Application of Legal Principles on Statute of Limitations
The court highlighted that under California law, the statute of limitations begins to run when a cause of action accrues, which is when a suit can be maintained. Therefore, in this case, the action for compensation could not begin until the property was sold, as that event was necessary to trigger the obligation to pay. The court cited established precedents which indicated that obligations contingent upon the occurrence of a future event do not accrue until that event happens. By determining that the plaintiff's right to compensation under the contract was conditional on the sale, the court clarified that the statute of limitations did not start until the sale occurred. The plaintiff's rights under the common count for the reasonable value of his services were similarly affected by the defendant's breach, as the plaintiff could only claim those rights after the sale had taken place. Hence, the court found that the plaintiff's claim was filed within the permissible time frame, aligning with legal principles governing accrual and the statute of limitations.

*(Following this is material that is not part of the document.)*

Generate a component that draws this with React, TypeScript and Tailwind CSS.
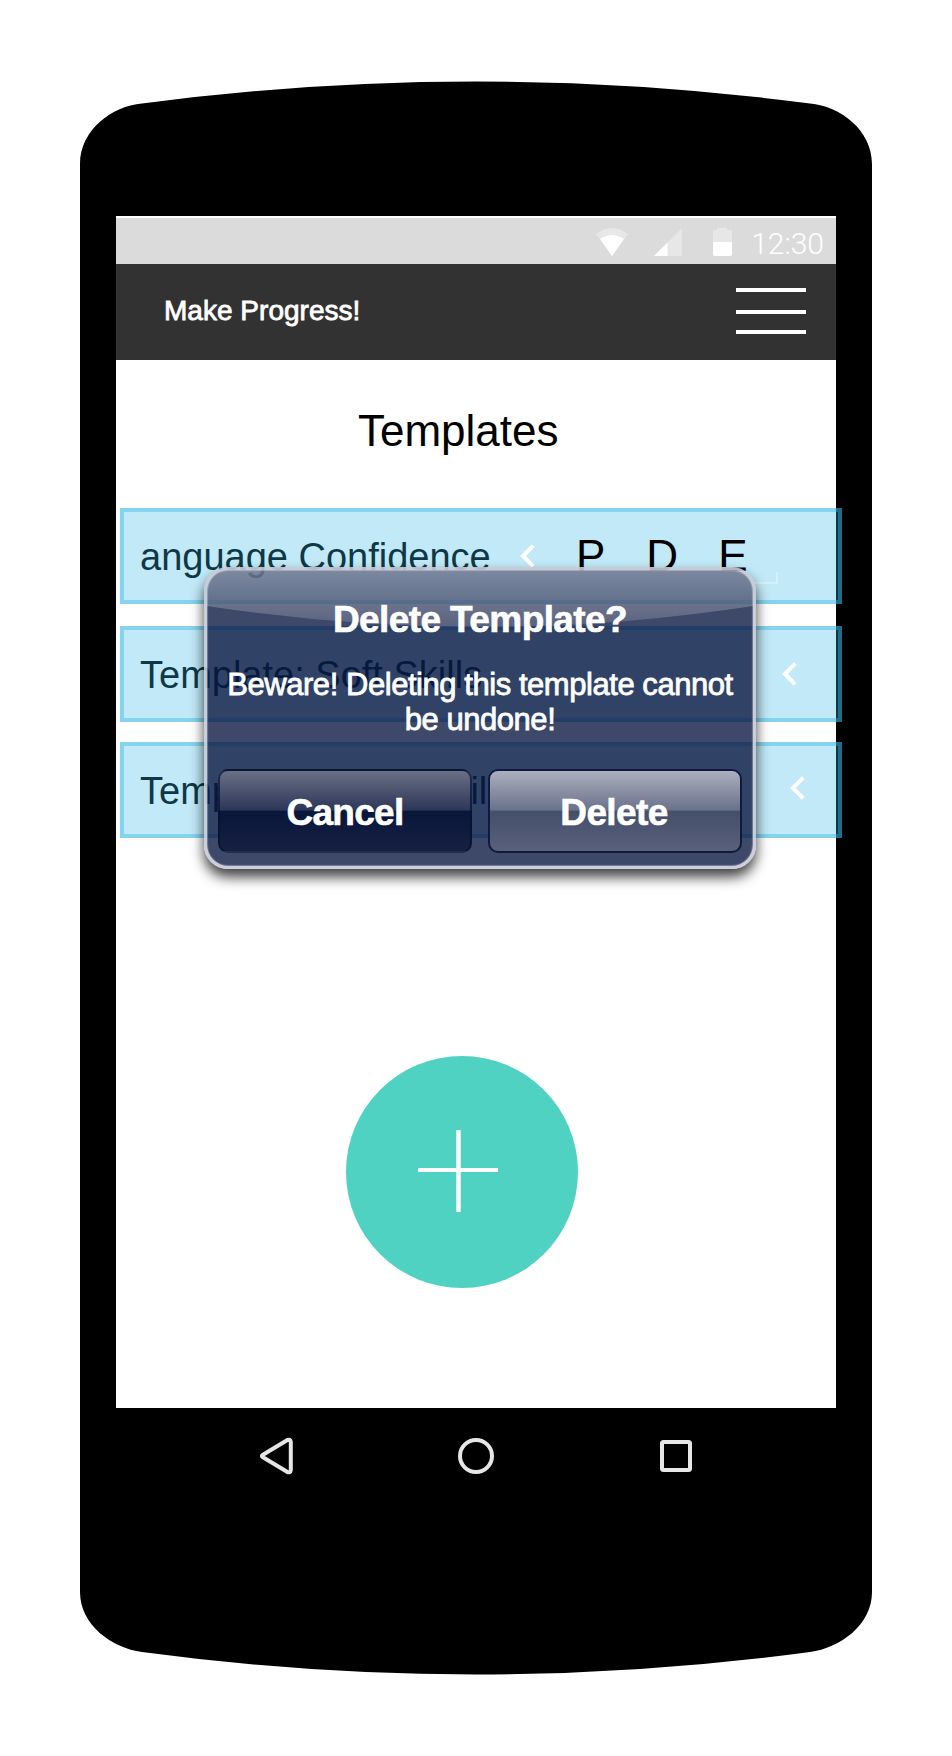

Conclusion and Judgment Reversal
Ultimately, the court concluded that the trial court had erred in ruling that the plaintiff's claim was barred by the statute of limitations. By recognizing that the cause of action did not accrue until the property was sold and that the defendant's breach had implications for the plaintiff's ability to recover, the court reversed the lower court's judgment. This ruling underscored the importance of contractual provisions regarding consent and the implications of a breach on a party's rights to compensation. The court's decision affirmed the plaintiff's entitlement to seek compensation for his services based on their reasonable value, as the defendant's actions had effectively abandoned the original contract terms. The reversal allowed the plaintiff to pursue his claim in light of the circumstances surrounding the sale and the ensuing breach, providing a pathway for recovery despite the limitations initially asserted by the defendant.